Preemption and the Supremacy Clause
The Court explained that under the Supremacy Clause of the U.S. Constitution, federal law takes precedence over conflicting state laws. In this case, the FAA pre-empted California Labor Code § 229, which allowed wage collection actions to proceed in court regardless of arbitration agreements. The Supremacy Clause mandates that when federal and state laws conflict, federal law must prevail. The U.S. Supreme Court determined that California's § 229, by providing a judicial forum for wage disputes despite existing arbitration agreements, conflicted with the FAA's mandate to enforce arbitration agreements. Thus, the federal statute nullified the state law to the extent of this conflict, reinforcing the enforceability of arbitration agreements as intended by Congress.
Distinguishing the Ware Decision
The U.S. Supreme Court distinguished the present case from its earlier decision in Merrill Lynch, Pierce, Fenner & Smith, Inc. v. Ware. In Ware, the Court addressed a similar issue but in the context of a specific federal regulatory statute, the Securities Exchange Act of 1934, rather than the FAA. The Ware decision focused on the lack of a clear federal intent to require arbitration under the 1934 Act. In contrast, the FAA is a statute of general applicability that explicitly favors arbitration agreements, reflecting a broad congressional intent to enforce such agreements. The Court noted that Ware did not involve the pre-emptive effect of the FAA on state law, as it was concerned with a different federal regulatory framework. Therefore, the reasoning in Ware did not apply to the pre-emption issue related to the FAA in this case.
Standing and Contract Interpretation
The Court did not address the issue of whether the appellants, Perry and Johnston, had the "standing" to enforce the arbitration agreement, as this argument was not considered by the lower courts. The U.S. Supreme Court viewed the standing issue as a straightforward matter of contract interpretation, which should be resolved on remand. The question centered on whether the arbitration provision in the employment application signed by Thomas extended to benefit the appellants, who were employees of Kidder, Peabody. The resolution of this issue would determine whether appellants could compel arbitration based on the agreement. The Court indicated that this determination could be made by the lower courts without affecting its decision on the pre-emption issue.
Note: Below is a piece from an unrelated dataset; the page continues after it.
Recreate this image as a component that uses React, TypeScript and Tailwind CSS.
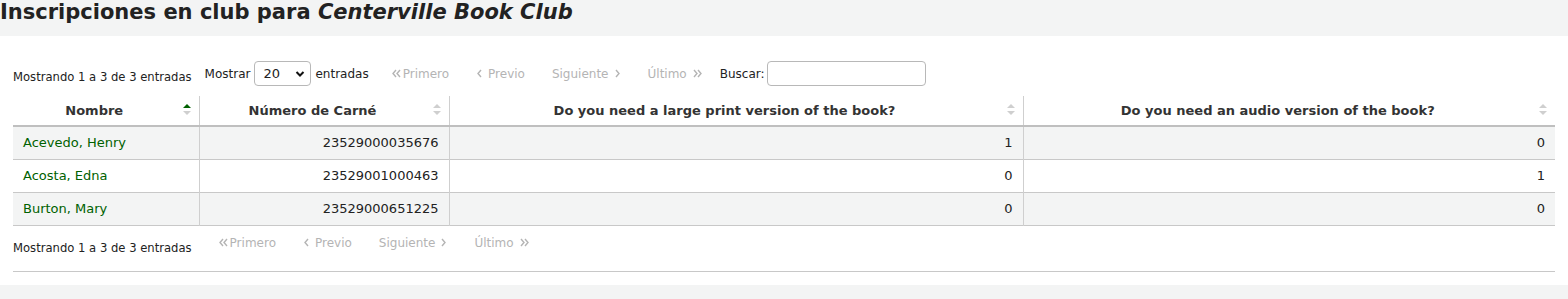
import React from "react";

const rows = [
  { name: "Acevedo, Henry", card: "23529000035676", lp: "1", au: "0" },
  { name: "Acosta, Edna", card: "23529001000463", lp: "0", au: "1" },
  { name: "Burton, Mary", card: "23529000651225", lp: "0", au: "0" },
];

function SortIcon({ active }: { active?: boolean }) {
  return (
    <svg width="8" height="12" viewBox="0 0 8 12" className="absolute right-[8px] top-[8px]">
      <polygon points="4,0 8,4 0,4" fill={active ? "#006100" : "#cfcfcf"} />
      <polygon points="0,7 8,7 4,11" fill="#cfcfcf" />
    </svg>
  );
}

function ChevL() {
  return (
    <svg width="7" height="9" viewBox="0 0 7 9" className="inline-block">
      <polyline points="5,1 2,4.5 5,8" fill="none" stroke="#b4b4b4" strokeWidth="1.4" />
    </svg>
  );
}
function ChevR() {
  return (
    <svg width="7" height="9" viewBox="0 0 7 9" className="inline-block">
      <polyline points="2,1 5,4.5 2,8" fill="none" stroke="#b4b4b4" strokeWidth="1.4" />
    </svg>
  );
}
function ChevLL() {
  return (
    <svg width="11" height="9" viewBox="0 0 11 9" className="inline-block">
      <polyline points="5,1 2,4.5 5,8" fill="none" stroke="#b4b4b4" strokeWidth="1.4" />
      <polyline points="9,1 6,4.5 9,8" fill="none" stroke="#b4b4b4" strokeWidth="1.4" />
    </svg>
  );
}
function ChevRR() {
  return (
    <svg width="11" height="9" viewBox="0 0 11 9" className="inline-block">
      <polyline points="2,1 5,4.5 2,8" fill="none" stroke="#b4b4b4" strokeWidth="1.4" />
      <polyline points="6,1 9,4.5 6,8" fill="none" stroke="#b4b4b4" strokeWidth="1.4" />
    </svg>
  );
}

function Pager() {
  return (
    <div className="flex items-center gap-[27px] text-[12px] leading-[14px] text-[#b4b4b4]">
      <span className="flex items-center gap-[1px]"><ChevLL />Primero</span>
      <span className="flex items-center gap-[5px]"><ChevL />Previo</span>
      <span className="flex items-center gap-[5px]">Siguiente<ChevR /></span>
      <span className="flex items-center gap-[5px]">Último<ChevRR /></span>
    </div>
  );
}

export default function App() {
  return (
    <div className="w-[1568px] h-[299px] bg-[#f3f4f4] text-[#222] overflow-hidden" style={{ fontFamily: "'DejaVu Sans', sans-serif" }}>
      <div className="h-[36px]">
        <h1 className="text-[21px] leading-[24px] font-bold text-[#222] whitespace-nowrap">
          Inscripciones en club para <em className="italic">Centerville Book Club</em>
        </h1>
      </div>
      <div className="bg-white h-[249px] px-[13px] pt-[25px]">
        <div className="flex items-start h-[25px] text-[12px]">
          <div className="pt-[9px] leading-[14px] text-[11.6px]">Mostrando 1 a 3 de 3 entradas</div>
          <div className="flex items-center ml-[13px] h-[25px]">
            <span>Mostrar</span>
            <div className="ml-[4px] w-[57px] h-[25px] border border-[#b8b8b8] rounded-[4px] flex items-center justify-between pl-[8px] pr-[5px] text-[13px]">
              <span>20</span>
              <svg width="10" height="8" viewBox="0 0 10 8">
                <polyline points="1.5,2 5,5.5 8.5,2" fill="none" stroke="#111" strokeWidth="2" />
              </svg>
            </div>
            <span className="ml-[4px]">entradas</span>
          </div>
          <div className="ml-[22px] h-[25px] flex items-center">
            <Pager />
          </div>
          <div className="ml-[17px] flex items-center h-[25px]">
            <span>Buscar:</span>
            <div className="ml-[2px] w-[159px] h-[25px] border border-[#b8b8b8] rounded-[4px]" />
          </div>
        </div>

        <table className="mt-[10px] w-[1542px] table-fixed border-collapse text-[13px]">
          <colgroup>
            <col className="w-[186px]" />
            <col className="w-[250px]" />
            <col className="w-[574px]" />
            <col className="w-[532px]" />
          </colgroup>
          <thead>
            <tr className="h-[30px] border-b-2 border-[#bfbfbf]">
              <th className="relative pl-[10px] pr-[33px] text-[13px] font-bold text-[#333] text-center">Nombre<SortIcon active /></th>
              <th className="relative pl-[10px] pr-[33px] text-[13px] font-bold text-[#333] text-center border-l border-[#cfcfcf]">Número de Carné<SortIcon /></th>
              <th className="relative pl-[10px] pr-[33px] text-[13px] font-bold text-[#333] text-center border-l border-[#cfcfcf]">Do you need a large print version of the book?<SortIcon /></th>
              <th className="relative pl-[10px] pr-[33px] text-[13px] font-bold text-[#333] text-center border-l border-[#cfcfcf]">Do you need an audio version of the book?<SortIcon /></th>
            </tr>
          </thead>
          <tbody>
            {rows.map((r, i) => (
              <tr key={r.name} className={`h-[33px] border-b border-[#c8c8c8] ${i % 2 === 0 ? "bg-[#f3f4f4]" : "bg-white"}`}>
                <td className="pl-[10px] text-[#006100]">{r.name}</td>
                <td className="pr-[10px] text-right text-[#222] border-l border-[#cfcfcf]">{r.card}</td>
                <td className="pr-[10px] text-right text-[#222] border-l border-[#cfcfcf]">{r.lp}</td>
                <td className="pr-[10px] text-right text-[#222] border-l border-[#cfcfcf]">{r.au}</td>
              </tr>
            ))}
          </tbody>
        </table>

        <div className="flex items-start h-[46px] border-b border-[#c8c8c8] text-[12px]">
          <div className="pt-[15px] leading-[14px] text-[11.6px]">Mostrando 1 a 3 de 3 entradas</div>
          <div className="ml-[26px] pt-[10px]">
            <Pager />
          </div>
        </div>
      </div>
    </div>
  );
}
Remand and Further Proceedings
The U.S. Supreme Court reversed the judgment of the California Court of Appeal and remanded the case for further proceedings consistent with its opinion. On remand, the lower courts were instructed to address any remaining issues, such as contract interpretation regarding the standing of the appellants and the unconscionability argument raised by Thomas. The remand allowed the lower courts to consider these issues under the framework established by the FAA, ensuring that arbitration agreements are enforced according to federal law. The Court's decision emphasized the primacy of the FAA in resolving disputes involving arbitration agreements, precluding state laws that attempt to circumvent this federal policy.